O Instagram vai matar a feijoada completa?

 

Até meu filho de 6 anos fica irritado quando chegam nossos pratos num restaurante qualquer: ninguém pode tocar na comida antes das fotos para as redes sociais. Tem vezes em que o Pedro me manda pastar e sabota a foto. Enfia as mãozinhas bem no meio do quadro. Photobomb!

No papel de blogueiro e influenciador mequetrefe, sinto-me obrigado a postar as refeições no Instagram. É uma ferramenta útil para quem escreve sobre comida. Uma mídia a mais para atrair leitores.

Mas, confesso, o ato de fotografar comida em público me embaraça um bocado. Até porque às vezes é necessária uma certa produção para melhorar o ângulo e a luz. Saio da cadeira, levo o prato até a janela, removo os sachês de ketchup e os guardanapos amassados.

O resto do restaurante assiste à performance e pensa: “Olha o idiota”.

Fazer papel de palhaço é uma coisa inofensiva. Muito diferente é um fenômeno que tenho percebido recentemente: de olho na divulgação espontânea, os restaurantes passaram a pautar o cardápio pela aparência dos pratos.

Isso me preocupa. Vão acabar com as comidas feias?

Concordo que o visual do alimento tem sua importância. Existem dois probleminhas, contudo.

Em primeiro lugar, a beleza da comida não segue o mesmo padrão estético da fotografia. A imagem que nos desperta o apetite pode não ser fotogênica. Pratos de massa e de arroz costumam sair mal à beça nas fotos.

Segundo, o aspecto da comida não é um indicativo seguro de sabor. Sabe o mosaico de gelatina que encanta as crianças e não tem gosto de nada? É disso que estou falando.

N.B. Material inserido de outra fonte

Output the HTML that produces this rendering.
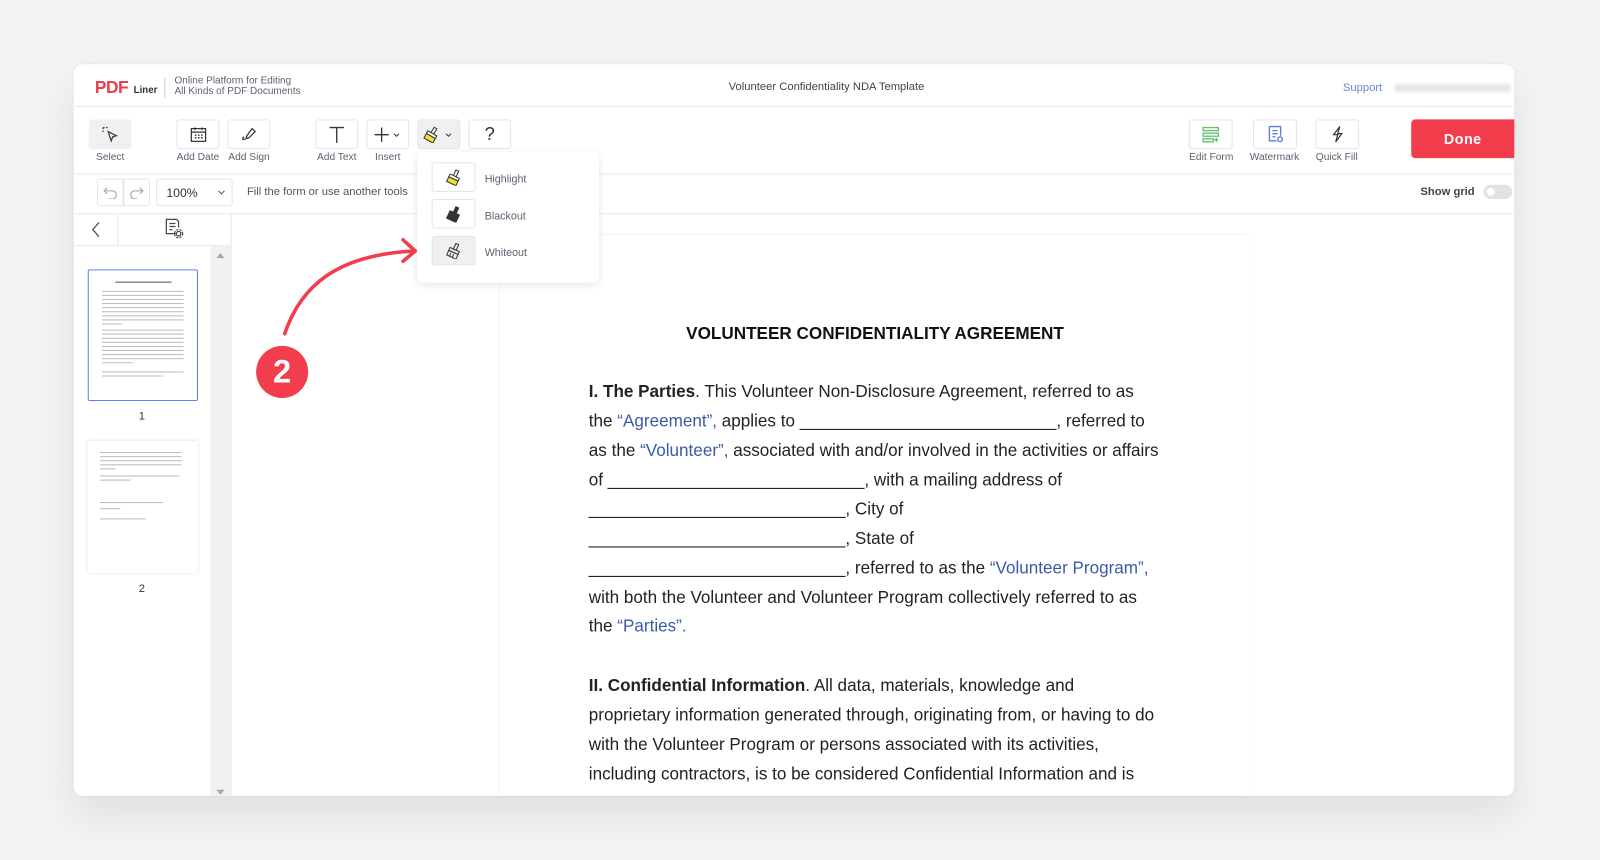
<!DOCTYPE html>
<html><head><meta charset="utf-8"><style>
*{box-sizing:border-box;margin:0;padding:0}
html,body{width:1600px;height:860px;overflow:hidden;background:#f2f3f5;font-family:"Liberation Sans",sans-serif}
#w{position:absolute;left:0;top:0;width:1568px;height:843px;transform:scale(1.020408);transform-origin:0 0}
.a{position:absolute}
.card{left:72px;top:63px;width:1412px;height:717px;background:#fff;border-radius:9px;box-shadow:0 20px 40px rgba(0,0,0,.08),0 0 2px rgba(0,0,0,.08);overflow:hidden}
.hl{background:#e6e8eb;height:1px}
.btn{position:absolute;height:29px;border:1px solid #e3e5e8;border-radius:3px;background:#fff;display:flex;align-items:center;justify-content:center}
.lbl{position:absolute;font-size:10px;color:#5b6270;text-align:center;white-space:nowrap}
.doc{font-family:"Liberation Sans",Arial,sans-serif;font-size:16.75px;color:#222;white-space:nowrap;position:absolute;left:577px}
.b{color:#3a5aa8}
.mi{position:absolute;left:423px;width:43px;height:29px;border:1px solid #e3e5e8;border-radius:3px;background:#fff;display:flex;align-items:center;justify-content:center}
.mt{position:absolute;left:475px;font-size:10.5px;color:#5b6270}
.tl{position:absolute;height:1.2px;background:#b9bcc2}
</style></head><body><div id="w">
<div class="a card"></div>
<!-- header -->
<div class="a" style="left:93px;top:76px;font-weight:bold;font-size:17px;color:#ef3c4b;letter-spacing:-0.5px">PDF</div>
<div class="a" style="left:131px;top:83px;font-weight:bold;font-size:9.5px;color:#333">Liner</div>
<div class="a" style="left:161px;top:76px;width:1px;height:20px;background:#ccc"></div>
<div class="a" style="left:171px;top:75px;font-size:9.8px;color:#5b6270;line-height:10px">Online Platform for Editing<br>All Kinds of PDF Documents</div>
<div class="a" style="left:600px;width:420px;top:79px;text-align:center;font-size:11px;color:#444">Volunteer Confidentiality NDA Template</div>
<div class="a" style="left:1316px;top:80px;font-size:11px;color:#6a84d8">Support</div>
<div class="a" style="left:1366px;top:82px;width:115px;height:8px;background:#e4e6ea;border-radius:4px;filter:blur(1.5px)"></div>
<div class="a hl" style="left:73px;top:104px;width:1410px"></div>
<!-- toolbar -->
<div class="btn" style="left:87px;top:117px;width:42px;background:#eef0f2;border-color:#eef0f2"><svg width="16" height="16" viewBox="0 0 16 16" fill="none" stroke="#333" stroke-width="1.2"><path d="M1 1h6M1 1v6" stroke-dasharray="1.5 1.5"/><path d="M6 5l8 4-3.5 1-1.5 4z"/></svg></div>
<div class="lbl" style="left:87px;width:42px;top:149px">Select</div>
<div class="btn" style="left:173px;top:117px;width:42px"><svg width="17" height="16" viewBox="0 0 17 16" fill="none" stroke="#333" stroke-width="1.2"><rect x="1.5" y="2" width="14" height="12.5"/><path d="M1.5 5.5h14M5 1v2.5M12 1v2.5"/><path d="M5 8.5h1.5M8 8.5h1.5M11 8.5h1.5M5 11h1.5M8 11h1.5M11 11h1.5" stroke-width="1.4"/></svg></div>
<div class="lbl" style="left:170px;width:48px;top:149px">Add Date</div>
<div class="btn" style="left:223px;top:117px;width:42px"><svg width="16" height="16" viewBox="0 0 16 16" fill="none" stroke="#333" stroke-width="1.2"><path d="M11 2l3 3-6 6-3 1 1-3z"/><path d="M4 12c-2 2-3 0-1-2"/></svg></div>
<div class="lbl" style="left:220px;width:48px;top:149px">Add Sign</div>
<div class="btn" style="left:309px;top:117px;width:42px"><svg width="16" height="18" viewBox="0 0 16 18" fill="none" stroke="#333" stroke-width="1.3"><path d="M1 2h14M8 2v15"/></svg></div>
<div class="lbl" style="left:306px;width:48px;top:149px">Add Text</div>
<div class="btn" style="left:359px;top:117px;width:42px"><svg width="28" height="16" viewBox="0 0 28 16" fill="none" stroke="#333" stroke-width="1.3"><path d="M8 1v14M1 8h14"/><path d="M20 7l2.5 2.5L25 7" stroke-width="1"/></svg></div>
<div class="lbl" style="left:356px;width:48px;top:149px">Insert</div>
<div class="btn" style="left:409px;top:117px;width:42px;background:#eef0f2"><svg width="30" height="16" viewBox="0 0 30 16"><g transform="rotate(30 8 8)"><rect x="6.5" y="0.5" width="3" height="6" fill="#fff" stroke="#333"/><rect x="3" y="6.5" width="10" height="3" fill="#fff" stroke="#333"/><path d="M3 9.5h10v5H3z" fill="#f1df2e" stroke="#333"/></g><path d="M22 7l2.5 2.5L27 7" fill="none" stroke="#333"/></svg></div>
<div class="btn" style="left:459px;top:117px;width:42px;font-size:18px;color:#333">?</div>
<div class="btn" style="left:1165px;top:117px;width:43px"><svg width="17" height="16" viewBox="0 0 17 16" fill="none" stroke="#5cc36a" stroke-width="1.3"><rect x="1" y="1" width="15" height="3"/><rect x="1" y="6.5" width="15" height="3"/><rect x="1" y="12" width="10" height="3"/><path d="M14 11v4M12 13h4"/></svg></div>
<div class="lbl" style="left:1160px;width:54px;top:149px">Edit Form</div>
<div class="btn" style="left:1228px;top:117px;width:43px"><svg width="16" height="17" viewBox="0 0 16 17" fill="none" stroke="#5a7be0" stroke-width="1.3"><path d="M2 1h11v9M2 1v14h7"/><path d="M5 5h5M5 8h5M5 11h3"/><circle cx="12.5" cy="13.5" r="2.3"/></svg></div>
<div class="lbl" style="left:1220px;width:58px;top:149px">Watermark</div>
<div class="btn" style="left:1289px;top:117px;width:43px"><svg width="14" height="17" viewBox="0 0 14 17" fill="none" stroke="#333" stroke-width="1.2"><path d="M9 1L3 9h4l-2 7 6-8H7z"/></svg></div>
<div class="lbl" style="left:1282px;width:56px;top:149px">Quick Fill</div>
<div class="a" style="left:1383px;top:117px;width:101px;height:38px;background:#f23d4d;border-radius:4px 0 0 4px;color:#fff;font-weight:bold;font-size:14px;display:flex;align-items:center;justify-content:center;letter-spacing:.5px">Done</div>
<div class="a hl" style="left:73px;top:170px;width:1410px"></div>
<!-- subtoolbar -->
<div class="btn" style="left:95px;top:175px;width:26px;height:27px;border-radius:3px 0 0 3px"><svg width="14" height="12" viewBox="0 0 14 12" fill="none" stroke="#aaa" stroke-width="1.2"><path d="M4 1L1 4l3 3M1 4h8a4 4 0 010 8H6"/></svg></div>
<div class="btn" style="left:121px;top:175px;width:26px;height:27px;border-radius:0 3px 3px 0"><svg width="14" height="12" viewBox="0 0 14 12" fill="none" stroke="#aaa" stroke-width="1.2"><path d="M10 1l3 3-3 3M13 4H5a4 4 0 000 8h3"/></svg></div>
<div class="btn" style="left:153px;top:175px;width:75px;height:27px;justify-content:space-between;padding:0 6px 0 9px;font-size:12px;color:#333">100%<svg width="8" height="5" viewBox="0 0 8 5" fill="none" stroke="#555"><path d="M1 1l3 3 3-3"/></svg></div>
<div class="a" style="left:242px;top:182px;font-size:11px;color:#555">Fill the form or use another tools</div>
<div class="a" style="left:1392px;top:182px;font-size:11px;color:#444;font-weight:bold">Show grid</div>
<div class="a" style="left:1454px;top:181px;width:28px;height:14px;border-radius:7px;background:#dfe2e7"><div class="a" style="left:3px;top:3px;width:8px;height:8px;border-radius:50%;background:#fff"></div></div>
<div class="a hl" style="left:73px;top:209px;width:1410px"></div>
<!-- sidebar -->
<div class="a" style="left:226px;top:209px;width:1px;height:571px;background:#e6e8eb"></div>
<div class="a" style="left:115px;top:209px;width:1px;height:31px;background:#e6e8eb"></div>
<div class="a hl" style="left:73px;top:240px;width:153px"></div>
<svg class="a" style="left:89px;top:217px" width="10" height="16" viewBox="0 0 10 16" fill="none" stroke="#555" stroke-width="1.3"><path d="M8 1L2 8l6 7"/></svg>
<svg class="a" style="left:161px;top:214px" width="19" height="20" viewBox="0 0 19 20" fill="none" stroke="#444" stroke-width="1.2"><path d="M11 15H2V1h10l2 2v6"/><path d="M5 5h6M5 8h6M5 11h3"/><circle cx="14" cy="15" r="2.2"/><circle cx="14" cy="15" r="4" stroke-dasharray="2 1.3"/></svg>
<div class="a" style="left:206px;top:240px;width:20px;height:540px;background:#f0f1f2"></div>
<div class="a" style="left:212px;top:248px;width:0;height:0;border:4px solid transparent;border-bottom:5px solid #aaa;border-top:0"></div>
<div class="a" style="left:212px;top:774px;width:0;height:0;border:4px solid transparent;border-top:5px solid #aaa;border-bottom:0"></div>
<div class="a" style="left:86px;top:264px;width:108px;height:129px;border:1.5px solid #5b86e6;background:#fff;border-radius:2px"></div>
<div class="a" style="left:136px;top:402px;font-size:11px;color:#333">1</div>
<div class="a" style="left:86px;top:432px;width:108px;height:130px;background:#fff;box-shadow:0 0 3px rgba(0,0,0,.12);border-radius:2px"></div>
<div id="t1"></div>
<div class="a" style="left:136px;top:571px;font-size:11px;color:#333">2</div>
<!-- page -->
<div class="a" style="left:490px;top:230px;width:735px;height:550px;background:#fff;box-shadow:0 0 3px rgba(0,0,0,.08)"></div>
<div class="a" style="left:490px;width:735px;top:317px;text-align:center;font-weight:bold;font-size:16.8px;color:#111">VOLUNTEER CONFIDENTIALITY AGREEMENT</div>
<div class="doc" style="top:374px"><b>I. The Parties</b>. This Volunteer Non-Disclosure Agreement, referred to as</div>
<div class="doc" style="top:403px">the <span class="b">“Agreement”,</span> applies to ___________________________, referred to</div>
<div class="doc" style="top:432px">as the <span class="b">“Volunteer”,</span> associated with and/or involved in the activities or affairs</div>
<div class="doc" style="top:461px">of ___________________________, with a mailing address of</div>
<div class="doc" style="top:489px">___________________________, City of</div>
<div class="doc" style="top:518px">___________________________, State of</div>
<div class="doc" style="top:547px">___________________________, referred to as the <span class="b">“Volunteer Program”,</span></div>
<div class="doc" style="top:576px">with both the Volunteer and Volunteer Program collectively referred to as</div>
<div class="doc" style="top:604px">the <span class="b">“Parties”.</span></div>
<div class="doc" style="top:662px"><b>II. Confidential Information</b>. All data, materials, knowledge and</div>
<div class="doc" style="top:691px">proprietary information generated through, originating from, or having to do</div>
<div class="doc" style="top:720px">with the Volunteer Program or persons associated with its activities,</div>
<div class="doc" style="top:749px">including contractors, is to be considered Confidential Information and is</div>
<!-- dropdown -->
<div class="a" style="left:409px;top:149px;width:178px;height:128px;background:#fff;border-radius:4px;box-shadow:0 2px 8px rgba(0,0,0,.1)"></div>
<div class="mi" style="top:159px"><svg width="16" height="16" viewBox="0 0 16 16"><g transform="rotate(25 8 8)"><rect x="6.5" y="0.5" width="3" height="6" fill="#fff" stroke="#333"/><rect x="3" y="6.5" width="10" height="3" fill="#fff" stroke="#333"/><path d="M3 9.5h10v5H3z" fill="#f1df2e" stroke="#333"/></g></svg></div>
<div class="mt" style="top:170px">Highlight</div>
<div class="mi" style="top:195px"><svg width="16" height="16" viewBox="0 0 16 16"><g transform="rotate(25 8 8)"><rect x="6.5" y="0.5" width="3" height="6" fill="#333" stroke="#333"/><path d="M3 6.5h10v8H3z" fill="#333" stroke="#333"/></g></svg></div>
<div class="mt" style="top:206px">Blackout</div>
<div class="mi" style="top:231px;background:#eef0f2"><svg width="16" height="16" viewBox="0 0 16 16"><g transform="rotate(25 8 8)" fill="none" stroke="#333"><rect x="6.5" y="0.5" width="3" height="6"/><rect x="3" y="6.5" width="10" height="3"/><path d="M3 9.5h10v5H3zM6 11v3.5M9 11v3.5"/></g></svg></div>
<div class="mt" style="top:242px">Whiteout</div>
<!-- arrow -->
<svg class="a" style="left:270px;top:230px" width="150" height="110" viewBox="0 0 150 110" fill="none" stroke="#f23d4d" stroke-width="3.5" stroke-linecap="round" stroke-linejoin="round"><path d="M9 97C25 50 60 20 135 16"/><path d="M125 5l12 11-12 10"/></svg>
<div class="a" style="left:251px;top:339px;width:51px;height:51px;border-radius:50%;background:#f23d4d;color:#fff;font-weight:bold;font-size:32px;display:flex;align-items:center;justify-content:center">2</div>
</div>
<script>
(function(){var h='';function L(x,y,w,c){h+='<div class="tl" style="left:'+x+'px;top:'+y+'px;width:'+w+'px;'+(c?'background:'+c:'')+'"></div>';}
L(113,276,55,'#555');var ys=[285,289,293,297,301,305,309,313,317],i;for(i=0;i<ys.length;i++)L(100,ys[i],i==8?20:80);
var y2=[323,327,331,335,339,343,347,351,355];for(i=0;i<y2.length;i++)L(100,y2[i],i==8?30:80);L(100,364,80);L(100,368,60);
var y3=[443,447,451,455];for(i=0;i<4;i++)L(98,y3[i],80);L(98,459,15);L(98,466,78);L(98,470,30);L(98,492,62);L(98,498,20);L(98,508,45);
document.getElementById('t1').outerHTML=h;})();
</script>
</body></html>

O inverso é igualmente verdadeiro. Algumas comidas parecem a manga que o cão chupou e regurgitou, mas não deixam de ser deliciosas.

Feijoada. Nosso prato nacional é um exemplo prefeito. Preta, sem contraste, cheia de matéria indistinta misturada ao feijão. A versão completa –com rabo, orelha, pé e focinho de porco– pode horrorizar os estetas mais sensíveis.

Será que o Instagram vai matar a feijoada completa? Será que os restaurantes vão tentar embelezá-la para ganhar mais likes? E a maniçoba, coitada? Vai ser banida junto com o sarapatel e a buchada?

Essa coisa de influenciador digital já passou dos limites. Um zé ruela que é seguido por centenas de milhares de panacas não pode influir nos rumos da gastronomia.

Mas é o que tem acontecido. Os pratos populares nas redes sociais são replicados em outros restaurantes. Os tais influencers ganham jantares e outros mimos. Chegam a ser pagos para criar receitas fotogênicas.

É um movimento inevitável e aparentemente sem volta –o que não o torna menos insensato e imbecil.